Главным инструментом, с помощью которого Эко пытается соединить противоречивую природу литературы с нашими самоочевидными представлениями о жизни, становится парадокс. Эко прямо апеллирует к повседневному общедоступному опыту чтения, но делает из него весьма неожиданные выводы. Казалось бы, сколько сил за последние сто лет литература и теория приложили к отстаиванию собственной автономии и независимости от «внешнего мира», но тут приходит Умберто Эко и, нисколько не оспаривая достигнутого, всё же находит слова, чтобы говорить о функциях литературы «в нашей личной и общественной жизни» и недвусмысленно связывает её с тем, что мы привыкли называть «реальностью», хотя граница между миром реальным и вымышленным при этом остаётся подвижной. По ходу дела Эко переворачивает «очевидные» представления о том, что литературный мир гораздо более «открыт» и свободен, нежели наша настоящая жизнь. В самом деле, говорит Эко, многие факты, касающиеся реального мира, могут быть оспорены и переписаны – учёные, например, постоянно пересматривают свои убеждения, зато вымышленные факты литературы истинны на все сто процентов – в мире, придуманном Львом Толстым, Анна Каренина бросилась под поезд, и это невозможно изменить.
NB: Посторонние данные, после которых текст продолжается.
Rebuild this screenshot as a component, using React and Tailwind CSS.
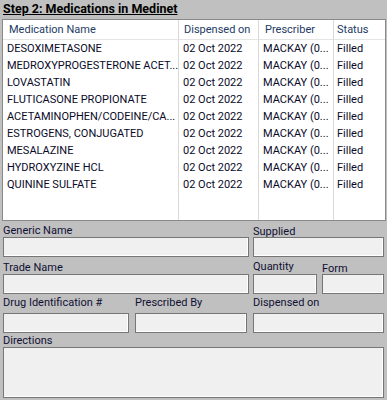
import React from 'react'

const meds = [
  'DESOXIMETASONE',
  'MEDROXYPROGESTERONE ACET...',
  'LOVASTATIN',
  'FLUTICASONE PROPIONATE',
  'ACETAMINOPHEN/CODEINE/CA...',
  'ESTROGENS, CONJUGATED',
  'MESALAZINE',
  'HYDROXYZINE HCL',
  'QUININE SULFATE',
]

const columns = [
  { title: 'Medication Name', width: 'w-[176px]', head: 'pl-[6px]', cell: 'pl-[4px]', value: (m) => m },
  { title: 'Dispensed on', width: 'w-[80px]', head: 'pl-[5px]', cell: 'pl-[4px]', value: () => '02 Oct 2022' },
  { title: 'Prescriber', width: 'w-[75px]', head: 'pl-[6px]', cell: 'pl-[4px]', value: () => 'MACKAY (0...' },
  { title: 'Status', width: 'flex-1', head: 'pl-[3px]', cell: 'pl-[3px]', value: () => 'Filled' },
]

function Box({ className = '' }) {
  return (
    <div className={`h-[20px] bg-[#f0f0f0] border border-[#767676] shadow-[inset_-1px_-1px_0_#ffffff] ${className}`} />
  )
}

function Label({ children, className = '' }) {
  return <div className={`h-[13px] leading-[13px] text-[#101035] whitespace-nowrap ${className}`}>{children}</div>
}

export default function App() {
  return (
    <div
      className="w-[387px] h-[400px] bg-[#c0c0c0] overflow-hidden text-[11px]"
      style={{ fontFamily: 'Roboto, "Liberation Sans", sans-serif' }}
    >
      {/* Titulo */}
      <div className="px-[3px] pt-[2px] h-[19px] leading-[14px] text-[12.5px] font-bold underline text-black">
        Step 2: Medications in Medinet
      </div>

      {/* Lista de medicamentos */}
      <div className="mx-[2px] w-[384px] h-[202px] bg-white border border-[#8a8a8a] flex">
        {columns.map((col, i) => (
          <div key={i} className={`${col.width} h-full border-r border-[#d9d9d9] last:border-r-0 overflow-hidden`}>
            <div className={`h-[20px] leading-[20px] border-b border-[#e5e5e5] text-[#243a64] whitespace-nowrap ${col.head}`}>
              {col.title}
            </div>
            {meds.map((m) => (
              <div key={m} className={`h-[17px] leading-[17px] text-[#0a0a28] whitespace-nowrap ${col.cell}`}>
                {col.value(m)}
              </div>
            ))}
          </div>
        ))}
      </div>

      {/* Campos */}
      <div className="px-[3px] pt-[3px]">
        <div className="flex">
          <div className="w-[246px]">
            <Label>Generic Name</Label>
            <Box />
          </div>
          <div className="ml-[4px] w-[131px]">
            <Label className="pt-[1px]">Supplied</Label>
            <Box />
          </div>
        </div>

        <div className="flex mt-[4px]">
          <div className="w-[246px]">
            <Label>Trade Name</Label>
            <Box />
          </div>
          <div className="ml-[4px] w-[64px]">
            <Label className="-mt-[1px] h-[13px]">Quantity</Label>
            <Box className="mt-[1px]" />
          </div>
          <div className="ml-[5px] w-[62px]">
            <Label className="pt-[1px]">Form</Label>
            <Box />
          </div>
        </div>

        <div className="flex mt-[2px]">
          <div className="w-[126px]">
            <Label className="h-[17px]">Drug Identification #</Label>
            <Box />
          </div>
          <div className="ml-[6px] w-[112px]">
            <Label className="h-[17px]">Prescribed By</Label>
            <Box />
          </div>
          <div className="ml-[6px] w-[131px]">
            <Label className="h-[17px]">Dispensed on</Label>
            <Box />
          </div>
        </div>

        <Label className="mt-[1px]">Directions</Label>
        <div className="w-[381px] h-[51px] bg-[#f0f0f0] border border-[#767676] shadow-[inset_-1px_-1px_0_#ffffff]" />
      </div>
    </div>
  )
}
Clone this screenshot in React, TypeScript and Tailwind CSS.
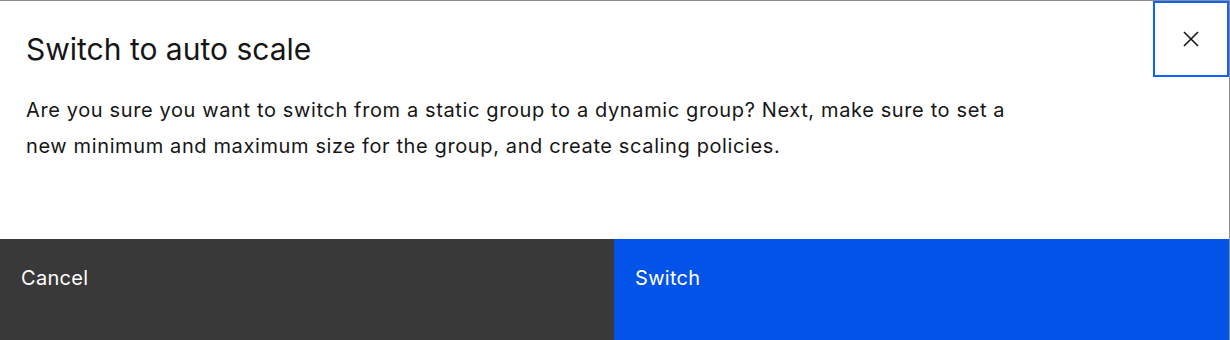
import React from "react";

const CloseIcon: React.FC = () => (
  <svg width="16" height="16" viewBox="0 0 16 16" fill="none" stroke="#161616" strokeWidth="1.6">
    <path d="M1 1L15 15M15 1L1 15" />
  </svg>
);

const App: React.FC = () => {
  return (
    <div
      className="w-[1230px] h-[340px] bg-white overflow-hidden"
      style={{ fontFamily: "Inter, 'Noto Sans', sans-serif" }}
    >
      <div className="w-[1230px] h-[340px] flex flex-col border-t border-r border-[#8d8d8d]">
        <div className="flex justify-between items-start">
          <div className="pl-[26px] pt-[30px]">
            <h2 className="text-[30px] leading-[36px] text-[#161616] font-normal">Switch to auto scale</h2>
            <p className="mt-[25px] text-[20px] leading-[36px] tracking-[0.62px] text-[#161616] w-[1060px]">
              Are you sure you want to switch from a static group to a dynamic group? Next, make sure to set a
              <br />
              new minimum and maximum size for the group, and create scaling policies.
            </p>
          </div>
          <button className="w-[76px] h-[76px] border-2 border-[#0f62fe] flex items-center justify-center shrink-0">
            <CloseIcon />
          </button>
        </div>
        <div className="mt-auto h-[101px] flex">
          <button className="w-[614px] h-full bg-[#393939] text-white text-left pl-[21px] pt-[25px] flex items-start text-[20px] leading-[28px] tracking-[0.3px]">
            Cancel
          </button>
          <button className="flex-1 h-full bg-[#0353e9] text-white text-left pl-[21px] pt-[25px] flex items-start text-[20px] leading-[28px] tracking-[0.3px]">
            Switch
          </button>
        </div>
      </div>
    </div>
  );
};

export default App;
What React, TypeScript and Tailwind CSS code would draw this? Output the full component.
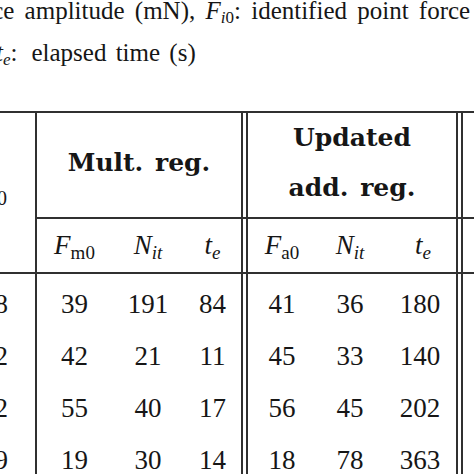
import type { ReactNode } from "react";

// Cropped view of a results table: caption lines on top, then a grid with
// single and double rules between the column groups.

type Row = { lead: string; mult: number[]; add: number[] };

const rows: Row[] = [
  { lead: "38", mult: [39, 191, 84], add: [41, 36, 180] },
  { lead: "42", mult: [42, 21, 11], add: [45, 33, 140] },
  { lead: "52", mult: [55, 40, 17], add: [56, 45, 202] },
  { lead: "19", mult: [19, 30, 14], add: [18, 78, 363] },
];

const rowCls = [
  "[grid-row:6] pt-[4px]",
  "[grid-row:7]",
  "[grid-row:8]",
  "[grid-row:9]",
];
const multCols = ["[grid-column:3]", "[grid-column:4]", "[grid-column:5]"];
const addCols = ["[grid-column:7]", "[grid-column:8]", "[grid-column:9]"];

function Sym({ base, sub, subItalic }: { base: string; sub: string; subItalic?: boolean }) {
  return (
    <span className="whitespace-nowrap">
      <i>{base}</i>
      <sub className={`text-[19px] ${subItalic ? "italic" : ""}`}>{sub}</sub>
    </span>
  );
}

function Cell({ className, children }: { className: string; children?: ReactNode }) {
  return <div className={`flex items-center justify-center ${className}`}>{children}</div>;
}

export default function App() {
  return (
    <div className="w-[474px] h-[474px] overflow-hidden bg-white text-[#161616] font-['Liberation_Serif',serif]">
      {/* Caption */}
      <div className="-mt-[10px] ml-[-37px] h-[42px] leading-[42px] text-[25px] [word-spacing:4px] whitespace-nowrap">
        force amplitude (mN), <i>F</i>
        <sub className="text-[17px]">
          <i>i</i>0
        </sub>
        : identified point force amplitude (mN)
      </div>
      <div className="ml-[-4px] h-[42px] leading-[42px] text-[25px] [word-spacing:3px] whitespace-nowrap">
        <i>t</i>
        <sub className="text-[17px] italic">e</sub>:<span className="ml-[14px]">elapsed time (s)</span>
      </div>

      {/* Table */}
      <div className="mt-[37px] grid grid-cols-[35px_2px_75px_72px_57px_7px_68px_68px_72px_7px_1fr] grid-rows-[2px_104px_2px_53px_2px_56px_52px_52px_52px]">
        {/* rules */}
        <div className="[grid-column:1/-1] [grid-row:1] bg-[#303030]" />
        <div className="[grid-column:2/-1] [grid-row:3] bg-[#303030]" />
        <div className="[grid-column:1/-1] [grid-row:5] bg-[#303030]" />
        <div className="[grid-column:2] [grid-row:1/-1] bg-[#303030]" />
        <div className="[grid-column:6] [grid-row:1/-1] border-x-2 border-[#303030]" />
        <div className="[grid-column:10] [grid-row:1/-1] border-x-2 border-[#303030]" />

        {/* header */}
        <div className="[grid-column:1] [grid-row:2/5] flex items-center justify-end pr-[28px] text-[27px] whitespace-nowrap">
          <i>F</i>
          <sub className="text-[20px]">
            <i>s</i>0
          </sub>
        </div>
        <Cell className="[grid-column:3/6] [grid-row:2] pb-[4px] font-['DejaVu_Serif',serif] text-[25px] font-bold [word-spacing:3px] whitespace-nowrap">
          Mult. reg.
        </Cell>
        <Cell className="[grid-column:7/10] [grid-row:2] pb-[4px] font-['DejaVu_Serif',serif] text-[25px] font-bold [word-spacing:3px]">
          <div className="flex flex-col items-center leading-[50px] whitespace-nowrap">
            <span>Updated</span>
            <span>add. reg.</span>
          </div>
        </Cell>

        <Cell className="[grid-column:3] [grid-row:4] text-[27px]">
          <Sym base="F" sub="m0" />
        </Cell>
        <Cell className="[grid-column:4] [grid-row:4] text-[27px]">
          <Sym base="N" sub="it" subItalic />
        </Cell>
        <Cell className="[grid-column:5] [grid-row:4] text-[27px]">
          <Sym base="t" sub="e" subItalic />
        </Cell>
        <Cell className="[grid-column:7] [grid-row:4] text-[27px]">
          <Sym base="F" sub="a0" />
        </Cell>
        <Cell className="[grid-column:8] [grid-row:4] text-[27px]">
          <Sym base="N" sub="it" subItalic />
        </Cell>
        <Cell className="[grid-column:9] [grid-row:4] pl-[6px] text-[27px]">
          <Sym base="t" sub="e" subItalic />
        </Cell>

        {/* body */}
        {rows.map((r, i) => (
          <div key={r.lead + i} className="contents">
            <div
              className={`[grid-column:1] ${rowCls[i]} flex items-center justify-end pr-[27px] text-[27px] leading-none whitespace-nowrap`}
            >
              {r.lead}
            </div>
            {r.mult.map((v, j) => (
              <Cell key={"m" + j} className={`${multCols[j]} ${rowCls[i]} text-[27px] leading-none`}>
                {v}
              </Cell>
            ))}
            {r.add.map((v, j) => (
              <Cell key={"a" + j} className={`${addCols[j]} ${rowCls[i]} text-[27px] leading-none`}>
                {v}
              </Cell>
            ))}
          </div>
        ))}
      </div>
    </div>
  );
}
Да, гипертекст может научить нас свободе, резюмирует Эко, но только «неизменяемые» рассказы учат нас умирать.
«
Парадокс – это перевертывание общей перспективы, которое представляет мир неприемлемым, вызывает сопротивление, отторжение, и тем не менее, постаравшись его понять, мы признаем его верным», – пишет Эко в своем эссе об Уайльде. Парадокс – значит против доксы, против общественного мнения. Литературная теория 60-х-70-х делала ставку именно на это «против», которое, к примеру, для Барта приобрело и познавательный, и политический, и моральный смысл. Эко отлично знаком со всем критическим арсеналом литературной теории (да и сам участвовал в разработке), но, как правило, использует его прямо противоположным образом – дабы не разделить, но вновь соединить общественное мнение с истиной. Трудно судить, всегда ли успешны эти попытки, но настойчивость, спокойствие и изящество, с которыми Умберто Эко пытался осуществить своё предприятие, вызывает безусловное уважение.
_________________
Примечания:
1 Сергей Зенкин. Эконом. // Социологическое обозрение, 2016. Т. 15, № 1. С. 178 – 180.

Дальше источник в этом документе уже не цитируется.